_Problem_:
Scan the data below and pick out the lines containing the word "that".

_Records provided_:
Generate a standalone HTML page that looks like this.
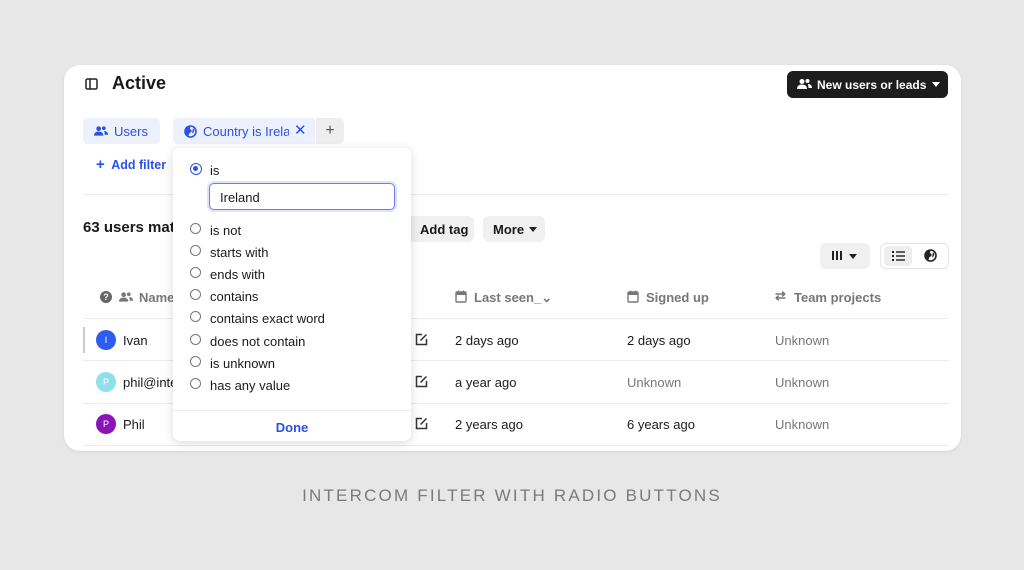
<!DOCTYPE html>
<html><head><meta charset="utf-8"><style>
*{box-sizing:border-box;margin:0;padding:0}
body{width:1024px;height:570px;background:#e7e7e7;font-family:"Liberation Sans",sans-serif;position:relative;overflow:hidden;color:#1a1a1a}
.a{position:absolute}
.card{left:64px;top:65px;width:897px;height:386px;background:#fff;border-radius:16px;box-shadow:0 1px 3px rgba(0,0,0,.08)}
.t{font-size:13px;white-space:nowrap}
.line{height:1px;background:#ececec}
.radio{width:11px;height:11px;border:1px solid #777;border-radius:50%}
.gray{color:#777}
.blue{color:#2b50e8}
svg{display:block}
</style></head><body>
<div class="a card"></div>
<svg class="a" style="left:85px;top:78px" width="13" height="12" viewBox="0 0 13 12"><rect x="1" y="1" width="11" height="10" rx="1.5" fill="none" stroke="#222" stroke-width="1.5"/><line x1="5" y1="1" x2="5" y2="11" stroke="#222" stroke-width="1.5"/></svg>
<div class="a" style="left:112px;top:73px;font-size:18px;font-weight:bold">Active</div>
<div class="a" style="left:787px;top:71px;width:161px;height:27px;background:#1d1d1d;border-radius:6px;color:#fff;font-size:12px;font-weight:bold;padding:7px 0 0 30px">New users or leads</div>
<svg class="a" style="left:797px;top:78px" width="15" height="12" viewBox="0 0 15 12" fill="#fff"><circle cx="5" cy="3.5" r="2.5"/><path d="M0 11c0-3 2-4.5 5-4.5s5 1.5 5 4.5z"/><circle cx="10.5" cy="3" r="2"/><path d="M11 6c2 0 4 1 4 4h-3.5c0-1.5-.5-3-.5-4z"/></svg>
<div class="a" style="left:932px;top:82px;border:4px solid transparent;border-top:5px solid #fff;border-bottom:0"></div>
<div class="a" style="left:83px;top:118px;width:77px;height:26px;background:#edf0fd;border-radius:5px"></div>
<svg class="a" style="left:94px;top:125px" width="14" height="12" viewBox="0 0 15 12" fill="#2b50e8"><circle cx="5" cy="3.5" r="2.5"/><path d="M0 11c0-3 2-4.5 5-4.5s5 1.5 5 4.5z"/><circle cx="10.5" cy="3" r="2"/><path d="M11 6c2 0 4 1 4 4h-3.5c0-1.5-.5-3-.5-4z"/></svg>
<div class="a t blue" style="left:114px;top:124px">Users</div>
<div class="a" style="left:173px;top:118px;width:142px;height:26px;background:#edf0fd;border-radius:5px 0 0 5px"></div>
<div class="a" style="left:316px;top:118px;width:28px;height:26px;background:#eeeeee;border-radius:0 5px 5px 0;color:#555;font-size:16px;text-align:center;line-height:26px">+</div>
<svg class="a" style="left:184px;top:125px" width="13" height="13" viewBox="0 0 13 13"><circle cx="6.5" cy="6.5" r="5.5" fill="none" stroke="#2b50e8" stroke-width="1.6"/><path d="M6.5 1.5a5 5 0 0 0-2 9.5l1-3 2-1 0-2-1.5-1z" fill="#2b50e8"/><path d="M9 3l1.5 2-1 2.5-1.5 1z" fill="#2b50e8"/></svg>
<div class="a t blue" style="left:203px;top:124px;width:86px;overflow:hidden">Country is Ireland</div>
<div class="a blue" style="left:294px;top:121px;font-size:15px">✕</div>
<div class="a blue" style="left:96px;top:156px;font-size:12.5px;font-weight:bold;white-space:nowrap"><span style="font-size:15px">+</span>&nbsp; Add filter</div>
<div class="a line" style="left:83px;top:194px;width:866px"></div>
<div class="a" style="left:83px;top:219px;font-size:15px;font-weight:bold">63 users matching</div>
<div class="a" style="left:380px;top:216px;width:94px;height:26px;background:#f0f0f0;border-radius:6px"></div>
<div class="a t" style="left:420px;top:222px;font-weight:bold">Add tag</div>
<div class="a" style="left:483px;top:216px;width:62px;height:26px;background:#f0f0f0;border-radius:6px"></div>
<div class="a t" style="left:493px;top:222px;font-weight:bold">More</div>
<div class="a" style="left:529px;top:227px;border:4px solid transparent;border-top:5px solid #222;border-bottom:0"></div>
<div class="a" style="left:820px;top:243px;width:50px;height:26px;background:#f0f0f0;border-radius:6px"></div>
<div class="a" style="left:832px;top:251px;width:10px;height:9px;border-left:2.5px solid #222;border-right:2.5px solid #222"><div style="margin-left:1.5px;width:2.5px;height:9px;background:#222"></div></div>
<div class="a" style="left:849px;top:254px;border:4px solid transparent;border-top:5px solid #222;border-bottom:0"></div>
<div class="a" style="left:880px;top:243px;width:69px;height:26px;border:1px solid #e5e5e5;border-radius:6px"></div>
<div class="a" style="left:884px;top:246px;width:28px;height:20px;background:#eeeeee;border-radius:4px"></div>
<svg class="a" style="left:892px;top:251px" width="13" height="10" viewBox="0 0 13 10" fill="#222"><rect x="0" y="0" width="2" height="2"/><rect x="4" y="0.3" width="9" height="1.4"/><rect x="0" y="4" width="2" height="2"/><rect x="4" y="4.3" width="9" height="1.4"/><rect x="0" y="8" width="2" height="2"/><rect x="4" y="8.3" width="9" height="1.4"/></svg>
<svg class="a" style="left:924px;top:249px" width="13" height="13" viewBox="0 0 13 13"><circle cx="6.5" cy="6.5" r="5.5" fill="none" stroke="#222" stroke-width="1.6"/><path d="M6.5 1.5a5 5 0 0 0-2 9.5l1-3 2-1 0-2-1.5-1z" fill="#222"/><path d="M9 3l1.5 2-1 2.5-1.5 1z" fill="#222"/></svg>
<div class="a" style="left:100px;top:291px;width:12px;height:12px;border-radius:50%;background:#666;color:#fff;font-size:9px;font-weight:bold;text-align:center;line-height:12px">?</div>
<svg class="a" style="left:119px;top:291px" width="14" height="12" viewBox="0 0 15 12" fill="#777"><circle cx="5" cy="3.5" r="2.5"/><path d="M0 11c0-3 2-4.5 5-4.5s5 1.5 5 4.5z"/><circle cx="10.5" cy="3" r="2"/><path d="M11 6c2 0 4 1 4 4h-3.5c0-1.5-.5-3-.5-4z"/></svg>
<div class="a t gray" style="left:139px;top:290px;font-weight:bold">Name</div>
<svg class="a" style="left:455px;top:290px" width="12" height="13" viewBox="0 0 12 13"><rect x="1" y="2" width="10" height="10" rx="1" fill="none" stroke="#777" stroke-width="1.4"/><rect x="1" y="2" width="10" height="3" fill="#777"/><rect x="3" y="0.5" width="1.2" height="2.5" fill="#777"/><rect x="7.8" y="0.5" width="1.2" height="2.5" fill="#777"/></svg>
<div class="a t gray" style="left:474px;top:290px;font-weight:bold">Last seen_⌄</div>
<svg class="a" style="left:627px;top:290px" width="12" height="13" viewBox="0 0 12 13"><rect x="1" y="2" width="10" height="10" rx="1" fill="none" stroke="#777" stroke-width="1.4"/><rect x="1" y="2" width="10" height="3" fill="#777"/><rect x="3" y="0.5" width="1.2" height="2.5" fill="#777"/><rect x="7.8" y="0.5" width="1.2" height="2.5" fill="#777"/></svg>
<div class="a t gray" style="left:646px;top:290px;font-weight:bold">Signed up</div>
<div class="a gray" style="left:775px;top:288px;font-size:13px;font-weight:bold">⇄</div>
<div class="a t gray" style="left:794px;top:290px;font-weight:bold">Team projects</div>
<div class="a line" style="left:83px;top:318px;width:866px"></div>
<div class="a" style="left:83px;top:327px;width:2px;height:26px;background:#ccc"></div>
<div class="a" style="left:96px;top:330px;width:20px;height:20px;border-radius:50%;background:#2f5cf0;color:#fff;font-size:9px;text-align:center;line-height:20px">I</div>
<div class="a t" style="left:123px;top:333px">Ivan</div>
<div class="a t" style="left:455px;top:333px">2 days ago</div>
<div class="a t" style="left:627px;top:333px">2 days ago</div>
<div class="a t gray" style="left:775px;top:333px">Unknown</div>
<div class="a line" style="left:83px;top:360px;width:866px"></div>
<div class="a" style="left:96px;top:372px;width:20px;height:20px;border-radius:50%;background:#8fe0ea;color:#fff;font-size:9px;text-align:center;line-height:20px">P</div>
<div class="a t" style="left:123px;top:375px">phil@intercom.io</div>
<div class="a t" style="left:455px;top:375px">a year ago</div>
<div class="a t gray" style="left:627px;top:375px">Unknown</div>
<div class="a t gray" style="left:775px;top:375px">Unknown</div>
<div class="a line" style="left:83px;top:403px;width:866px"></div>
<div class="a" style="left:96px;top:414px;width:20px;height:20px;border-radius:50%;background:#8a14b8;color:#fff;font-size:9px;text-align:center;line-height:20px">P</div>
<div class="a t" style="left:123px;top:417px">Phil</div>
<div class="a t" style="left:455px;top:417px">2 years ago</div>
<div class="a t" style="left:627px;top:417px">6 years ago</div>
<div class="a t gray" style="left:775px;top:417px">Unknown</div>
<div class="a line" style="left:83px;top:445px;width:866px"></div>
<svg class="a" style="left:415px;top:333px" width="13" height="13" viewBox="0 0 13 13"><path d="M7 1.5H1.5v10h10V6" fill="none" stroke="#333" stroke-width="1.5"/><path d="M5.5 7.5l6-6" stroke="#333" stroke-width="1.5"/></svg>
<svg class="a" style="left:415px;top:375px" width="13" height="13" viewBox="0 0 13 13"><path d="M7 1.5H1.5v10h10V6" fill="none" stroke="#333" stroke-width="1.5"/><path d="M5.5 7.5l6-6" stroke="#333" stroke-width="1.5"/></svg>
<svg class="a" style="left:415px;top:417px" width="13" height="13" viewBox="0 0 13 13"><path d="M7 1.5H1.5v10h10V6" fill="none" stroke="#333" stroke-width="1.5"/><path d="M5.5 7.5l6-6" stroke="#333" stroke-width="1.5"/></svg>
<div class="a" style="left:173px;top:148px;width:238px;height:293px;background:#fff;border-radius:7px;box-shadow:0 2px 10px rgba(0,0,0,.15)"></div>
<div class="a" style="left:190px;top:163px;width:12px;height:12px;border-radius:50%;border:1.5px solid #2b50e8;padding:2px"><div style="width:5px;height:5px;border-radius:50%;background:#2b50e8"></div></div>
<div class="a t" style="left:210px;top:163px">is</div>
<div class="a" style="left:209px;top:183px;width:186px;height:27px;border:1.5px solid #6b7ef0;border-radius:5px;box-shadow:0 0 0 2px #dfe3fc;font-size:13px;padding:6px 0 0 10px">Ireland</div>
<div class="a radio" style="left:190px;top:223px"></div><div class="a t" style="left:210px;top:223px">is not</div>
<div class="a radio" style="left:190px;top:245px"></div><div class="a t" style="left:210px;top:245px">starts with</div>
<div class="a radio" style="left:190px;top:267px"></div><div class="a t" style="left:210px;top:267px">ends with</div>
<div class="a radio" style="left:190px;top:289px"></div><div class="a t" style="left:210px;top:289px">contains</div>
<div class="a radio" style="left:190px;top:311px"></div><div class="a t" style="left:210px;top:311px">contains exact word</div>
<div class="a radio" style="left:190px;top:334px"></div><div class="a t" style="left:210px;top:334px">does not contain</div>
<div class="a radio" style="left:190px;top:356px"></div><div class="a t" style="left:210px;top:356px">is unknown</div>
<div class="a radio" style="left:190px;top:378px"></div><div class="a t" style="left:210px;top:378px">has any value</div>
<div class="a line" style="left:173px;top:410px;width:238px"></div>
<div class="a t blue" style="left:173px;top:420px;width:238px;text-align:center;font-weight:bold">Done</div>
<div class="a" style="left:0;top:486px;width:1024px;text-align:center;font-size:17px;letter-spacing:2.2px;color:#7a7a7a">INTERCOM FILTER WITH RADIO BUTTONS</div>
</body></html>
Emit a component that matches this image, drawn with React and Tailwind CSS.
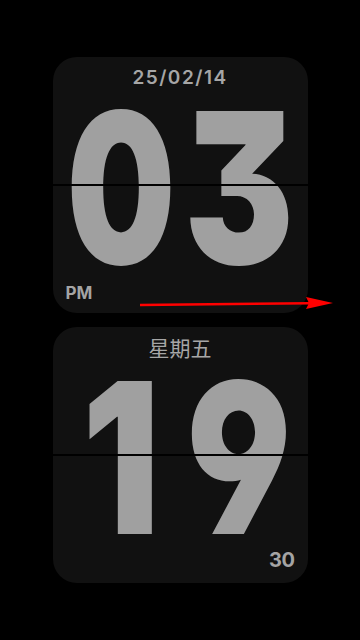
import React from "react";

const row = "mt-[15px] h-[170px] flex justify-center whitespace-nowrap";
const cellBase = "w-[118px] h-[170px] flex justify-center";
const glyph = "block leading-[170px] text-[210px] font-black text-[#a0a0a0]";

const feat = { fontFeatureSettings: "'cv09', 'ss01'" };

function Digit({ ch }) {
  const scale = ch === "0" ? "scale-x-[0.73]" : ch === "1" ? "scale-x-[0.82]" : "scale-x-[0.78]";
  return (
    <div className={`${cellBase} ${scale}`}>
      <span className={glyph}>{ch}</span>
    </div>
  );
}

function Digits({ a, b }) {
  return (
    <div className={row} style={feat}>
      <Digit ch={a} />
      <Digit ch={b} />
    </div>
  );
}

export default function App() {
  return (
    <div
      className="relative min-h-[640px] w-[360px] bg-black pt-[57px] flex flex-col items-center gap-[14px]"
      style={{ fontFamily: "Inter, 'Noto Sans CJK SC', sans-serif" }}
    >
      <div className="relative w-[255px] h-[256px] rounded-[24px] bg-[#111111] overflow-hidden flex flex-col items-center">
        <div className="mt-[11px] h-[20px] leading-[20px] text-[19px] font-semibold tracking-[1.5px] text-[#a6a6a6]">
          25/02/14
        </div>
        <Digits a="0" b="3" />
        <div className="absolute left-0 right-0 top-[127px] h-[2px] bg-black" />
        <div className="absolute left-[13px] bottom-[11px] h-[17px] leading-[17px] text-[17px] font-bold text-[#a4a4a4]">
          PM
        </div>
      </div>

      <div className="relative w-[255px] h-[256px] rounded-[24px] bg-[#111111] overflow-hidden flex flex-col items-center">
        <div
          className="mt-[10px] h-[21px] leading-[21px] text-[21px] text-[#a6a6a6]"
          style={{ fontFamily: "'Noto Sans CJK SC', sans-serif" }}
        >
          星期五
        </div>
        <Digits a="1" b="9" />
        <div className="absolute left-0 right-0 top-[127px] h-[2px] bg-black" />
        <div className="absolute right-[13px] bottom-[13px] h-[20px] leading-[20px] text-[20px] font-bold tracking-[-0.5px] text-[#a4a4a4]">
          30
        </div>
      </div>

      <svg
        className="absolute left-0 top-0 pointer-events-none"
        width="360"
        height="640"
        viewBox="0 0 360 640"
      >
        <line x1="140" y1="305" x2="310" y2="303.3" stroke="#ff0000" strokeWidth="2.5" />
        <polygon points="306,297 333,303 306,309 309,303" fill="#ff0000" />
      </svg>
    </div>
  );
}
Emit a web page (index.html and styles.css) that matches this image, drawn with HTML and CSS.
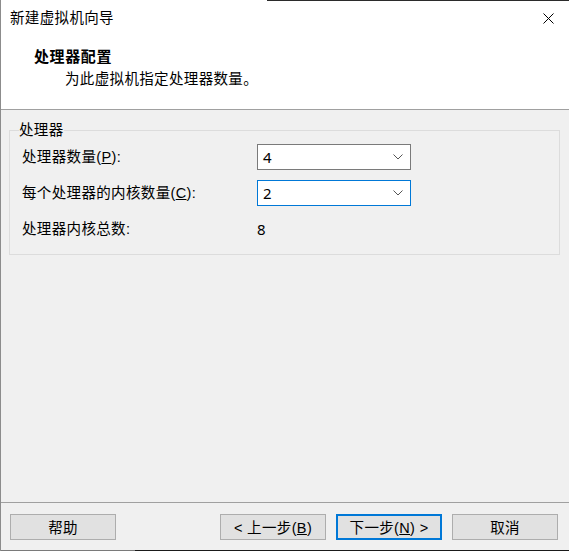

_Complete output_:
Generate a standalone HTML page that looks like this.
Emit a component that matches this image, drawn with React and Tailwind CSS.
Emit a web page (index.html and styles.css) that matches this image, drawn with HTML and CSS.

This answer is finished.